On discussions with them about recent renewal pricing increases they said it’s because I have not been underwritten for 10 years the prices are higher for existing polices v a new policy.
If i wanted to go back through underwriting then TAL get to reassess my risk and price it 20% cheaper.
(But guarantee the prices then increase exponentially after 2 years).
But somehow that is now not a front loaded discount ??? RUBBISH !!!!!!
Aren’t the Life Company actuaries meant to price the policies for the long term ?
Life Insurance will go close to ceasing in Australia the way it is headed.
The following text is a verbatim extract from a TAL retail quote I prepared recently: ‘This quote also contains a further discount of 10% in the first policy year, reducing to 5% in the second policy year and to nil in the third policy year. . . ‘
I just had to do this for a TAL client new client debt, we had to recommend cancel existing TAL policy and recommend new TAL policy and got paid nothing for the work…. how about LIF review for the insurance companies for a change
The insurance industry is a looking like a scam, massive increases on level premiums for existing clients, upfront discounts on premiums for the first year that gives a false long term price.

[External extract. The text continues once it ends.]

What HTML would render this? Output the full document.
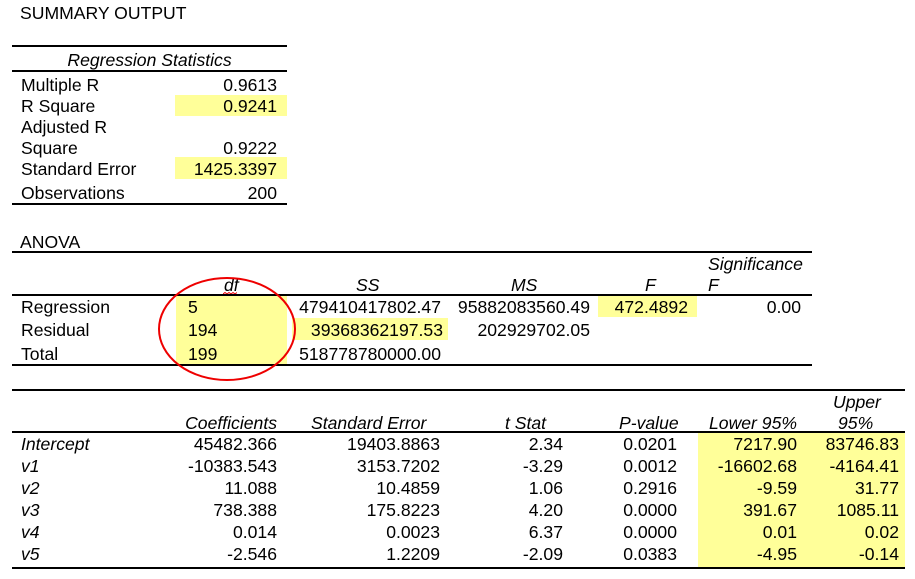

Not good.
And Agreed Value contracts that are now impossible to replace have seen huge premium increases…take away competition you simply take away sustainable pricing models or alternatively push clients to inferior contracts based on affordability rather than definitions.
Its going to only get worse as advisor numbers drop dramatically and the remaining advisors simply cant afford to place risk business based on all the compliance requirements.
That’s nothing compared to AMP and BT increasing premiums by 70%+. How is that acceptable?
“An adviser has slammed” could be the biggest understatement ever! The entire advising industry has S L A M M E D the hikes!